I think of automobility as an American thing, but looking at the site in Somerset from above, I thought how much harder it would be to get there then it would be to get to — say — Woodstock, Alpine Valley, or Bonaroo, or Coachella. One of the great cognitive disjunctions of Music Festivals is that they are always predicated on having access to transport. It’s striking how they create hellscapes of overpopulation and environmental destruction in the very name of environmentalism. From above, they look like nothing so much as refugee camps. Indeed, a Danish company called Rockwool tests out its urine-absorbent wall-making material for use in refugee camps in Africa at music festivals like Roskilde.
I certainly don’t miss music festivals, but I am not sure if that’s because of my age, or if it’s because lockdown has taught me how to enjoy solitude.
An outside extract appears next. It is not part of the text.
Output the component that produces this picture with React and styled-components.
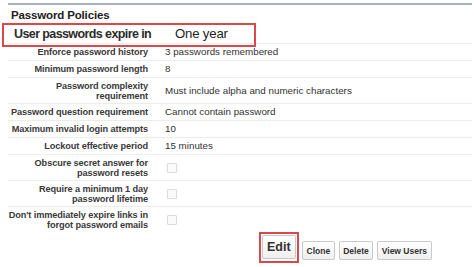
import React from "react"
import styled, { createGlobalStyle, css } from "styled-components"

const GlobalStyle = createGlobalStyle`
  html, body {
    margin: 0;
    padding: 0;
    background: #ffffff;
  }
  body {
    font-family: "Liberation Sans", Arial, sans-serif;
    color: #333;
  }
`

const Page = styled.div`
  width: 474px;
  height: 267px;
  padding: 3px 2px 0 2px;
  box-sizing: border-box;
  overflow: hidden;
`

const Panel = styled.div`
  margin-left: 6px;
  border-top: 2px solid #a9b3bf;
`

const Title = styled.h2`
  margin: 0;
  padding: 3px 0 0 3px;
  height: 15px;
  font-size: 11.5px;
  font-weight: bold;
  letter-spacing: -0.15px;
  color: #222;
  line-height: 15px;
  white-space: nowrap;
`

const Highlight = styled.div`
  position: relative;
  display: flex;
  align-items: center;
  height: 19px;
  padding: 1px 0 0 6px;
  border-bottom: 1px solid #ececec;
  white-space: nowrap;

  &::after {
    content: "";
    position: absolute;
    left: -6px;
    top: 0;
    bottom: -4px;
    width: 254px;
    box-sizing: border-box;
    border: 2px solid #d9484a;
    pointer-events: none;
  }
`

const HighlightLabel = styled.span`
  font-size: 12.5px;
  font-weight: bold;
  color: #2b2b2b;
  letter-spacing: -0.6px;
`

const HighlightValue = styled.span`
  margin-left: 24px;
  font-size: 13.2px;
  letter-spacing: -0.2px;
  color: #222;
`

const Row = styled.div`
  display: grid;
  grid-template-columns: 140px 1fr;
  column-gap: 17px;
  align-items: center;
  height: ${p => (p.tall ? 25 : 16)}px;
  border-bottom: ${p => (p.last ? "none" : "1px solid #ececec")};
`

const Label = styled.div`
  text-align: right;
  font-size: 9.2px;
  font-weight: bold;
  letter-spacing: -0.1px;
  line-height: 10px;
  color: #3a3a3a;
  white-space: nowrap;
`

const Value = styled.div`
  font-size: 9.8px;
  line-height: 10px;
  color: #333;
  white-space: nowrap;
`

const Check = styled.span`
  display: block;
  width: 8px;
  height: 8px;
  margin-left: 2px;
  border: 1px solid #dcdcdc;
  border-radius: 1px;
  background: #fafafa;
`

const Buttons = styled.div`
  display: flex;
  align-items: flex-end;
  gap: 4px;
  margin-left: 251px;
`

const EditFrame = styled.div`
  border: 2px solid #d9484a;
  padding: 1px 1px 2px 1px;
  margin-right: -1px;
`

const Button = styled.button`
  font-family: "Liberation Sans", Arial, sans-serif;
  font-weight: bold;
  color: #333;
  background: linear-gradient(#ffffff, #efefef);
  border: 1px solid #c9c9c9;
  border-radius: 2px;
  padding: 0 ${p => (p.tight ? 3 : 4)}px;
  height: 19px;
  margin-bottom: 3px;
  font-size: 8.5px;
  cursor: pointer;
  ${p =>
    p.big &&
    css`
      height: 24px;
      margin-bottom: 0;
      font-size: 12.5px;
      padding: 0 4px;
    `}
`

const rows = [
  { label: "Enforce password history", value: "3 passwords remembered" },
  { label: "Minimum password length", value: "8" },
  { label: ["Password complexity", "requirement"], value: "Must include alpha and numeric characters", tall: true },
  { label: "Password question requirement", value: "Cannot contain password" },
  { label: "Maximum invalid login attempts", value: "10" },
  { label: "Lockout effective period", value: "15 minutes" },
  { label: ["Obscure secret answer for", "password resets"], check: true, tall: true },
  { label: ["Require a minimum 1 day", "password lifetime"], check: true, tall: true },
  { label: ["Don't immediately expire links in", "forgot password emails"], check: true, tall: true, last: true },
]

export default function App() {
  return (
    <Page>
      <GlobalStyle />
      <Panel>
        <Title>Password Policies</Title>
        <Highlight>
          <HighlightLabel>User passwords expire in</HighlightLabel>
          <HighlightValue>One year</HighlightValue>
        </Highlight>
        {rows.map((r, i) => (
          <Row key={i} tall={r.tall} last={r.last}>
            <Label>
              {Array.isArray(r.label)
                ? r.label.map((l, j) => <div key={j}>{l}</div>)
                : r.label}
            </Label>
            <Value>{r.check ? <Check /> : r.value}</Value>
          </Row>
        ))}
        <Buttons>
          <EditFrame>
            <Button big>Edit</Button>
          </EditFrame>
          <Button>Clone</Button>
          <Button tight>Delete</Button>
          <Button>View Users</Button>
        </Buttons>
      </Panel>
    </Page>
  )
}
I never enjoyed anything quite as much as I did those ten days in quarantine — granted, I was in a lovely place, but also, there was something so unique and special about being grounded; it is a time I could never recreate without the help of the NHS telling me they would fine me ten thousand pounds if I left the residence. It was a precious week cut out of my entire life, a bubble of perfection. Later, when I saw the Tor from the hill, it occurred to me that lockdown and quarantine were the very antithesis of everything I have ever written about, or craved; they are the opposite of rock. And it was weird how I felt more visible up on that hill in Dorset then I ever have standing in the middle of a sea of humanity at a music festival. I guess there is comfort in being a part of a crowd — comfort and safety and reassurance. But there is something sweet about standing alone in a field, something I never knew about.
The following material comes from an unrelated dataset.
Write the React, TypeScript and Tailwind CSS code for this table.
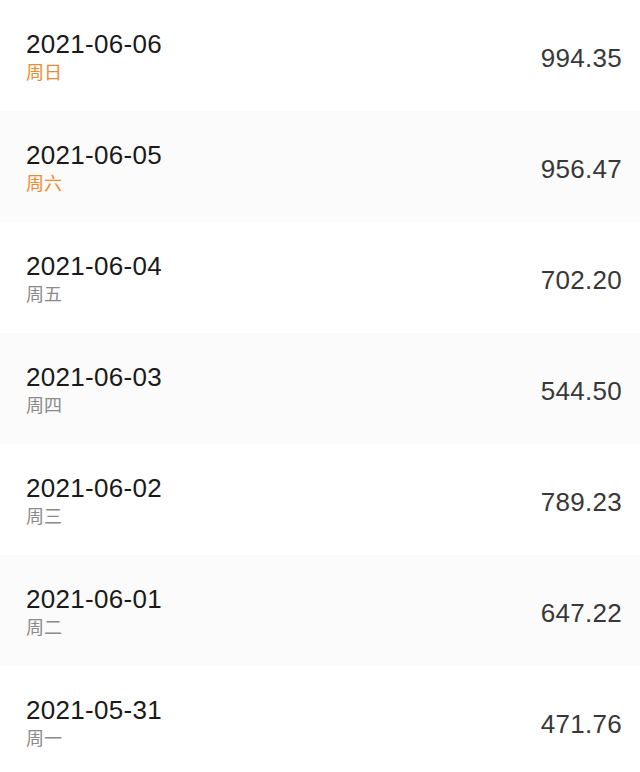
const rows = [
  { date: "2021-06-06", day: "周日", value: "994.35", weekend: true },
  { date: "2021-06-05", day: "周六", value: "956.47", weekend: true },
  { date: "2021-06-04", day: "周五", value: "702.20", weekend: false },
  { date: "2021-06-03", day: "周四", value: "544.50", weekend: false },
  { date: "2021-06-02", day: "周三", value: "789.23", weekend: false },
  { date: "2021-06-01", day: "周二", value: "647.22", weekend: false },
  { date: "2021-05-31", day: "周一", value: "471.76", weekend: false },
];

export default function App() {
  return (
    <div className="h-[772px] w-[640px] overflow-hidden bg-white font-['Liberation_Sans','Noto_Sans_CJK_SC',sans-serif]">
      {rows.map((row, i) => (
        <div
          key={row.date}
          className={`flex h-[111px] items-center justify-between pl-[26px] pr-[18px] ${
            i % 2 === 1 ? "bg-[#fbfbfb]" : "bg-white"
          }`}
        >
          <div className="flex flex-col">
            <span className="text-[26px] leading-[30px] tracking-[0.3px] text-[#1a1a1a]">
              {row.date}
            </span>
            <span
              className={`mt-[1px] text-[18px] leading-[22px] font-['Noto_Sans_CJK_SC',sans-serif] ${
                row.weekend ? "text-[#ef8a2c]" : "text-[#8a8a8a]"
              }`}
            >
              {row.day}
            </span>
          </div>
          <span className="mt-[4px] text-[26px] leading-[30px] tracking-[0.3px] text-[#383838]">
            {row.value}
          </span>
        </div>
      ))}
    </div>
  );
}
I will probably never go to a music festival again, but it’s OK if you do: indeed, with climate change coming at us, perhaps it is useful for kids to practice living like that — camping in all weathers, surrounded by hordes of desperate people, short of water, short of food. In my book, I suggested that the appeal of festivals as a rite of passage is that they are places where young people experience history emotionally. If that is the case, I suppose they are even more powerful now, since we are living through an historical flashpoint. For a long time going to festivals like Coachella and Bonnaroo was just a well-heeled giggle, but today, joining one of those crowds is edgy and dangerous, a genuine expression of nihilism. What could be more appealing?
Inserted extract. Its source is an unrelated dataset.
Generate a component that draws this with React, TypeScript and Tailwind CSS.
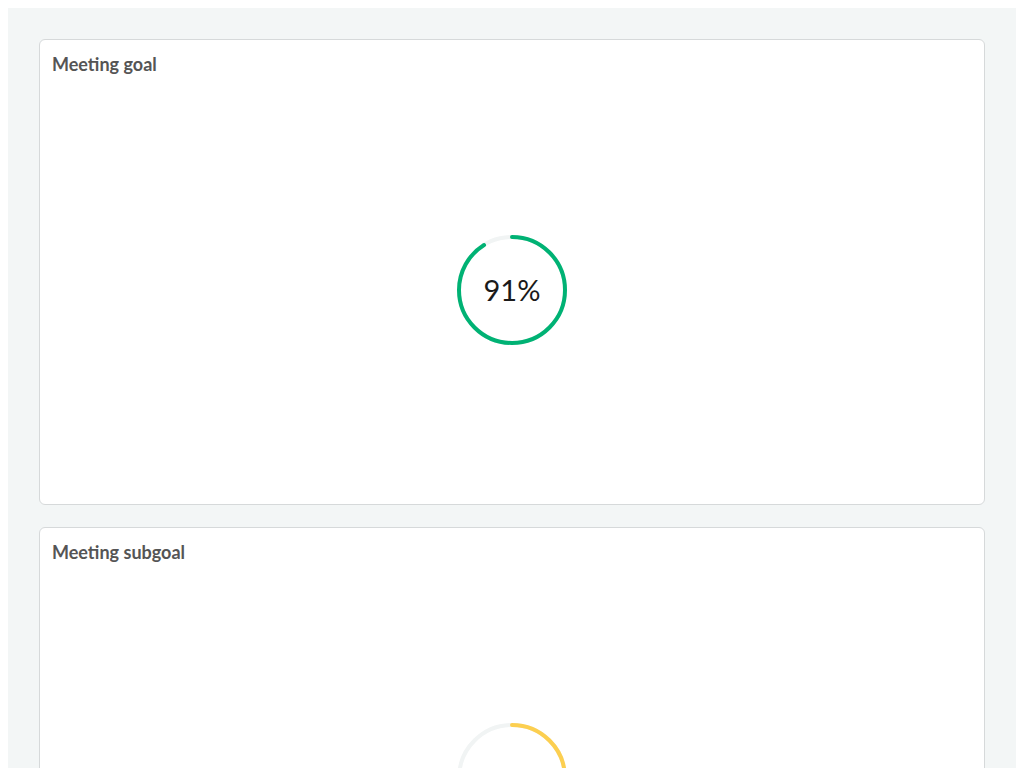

Full disclosure, I’ve actually never been to the Glastonbury Festival though I’ve been to many festivals like it. Gazing at the site from the hill behind my cousin’s farm may be the closest I will ever come, but I’ve been thinking about music festivals even more lately since last week’s photos of Lollapalooza and the Sturgis bike rally in South Dakota broke. The two things aren’t exactly alike — you had to show proof of vaccination to go to Lollapalooza -– but still, it was odd to see that so many people were still eager to rub their sweaty bodies up against one another in the middle of a global pandemic. Indeed, nothing has really convinced me of the importance of music festivals more than the sight of that happening.
The appeal of shoving yourself into the gaping maw of a crowd of mystery people is elusive at best. But the success, and the return, of festivals right now, even in the face of the Delta variant, shows that these experiences are essential to the well-being of large swathes of the public. Thinking back, they certainly were to me. But they sure aren’t any longer.
**The history of the Glastonbury Festival is quite convoluted, so if you’re interested you should go to Wikipedia and look it up.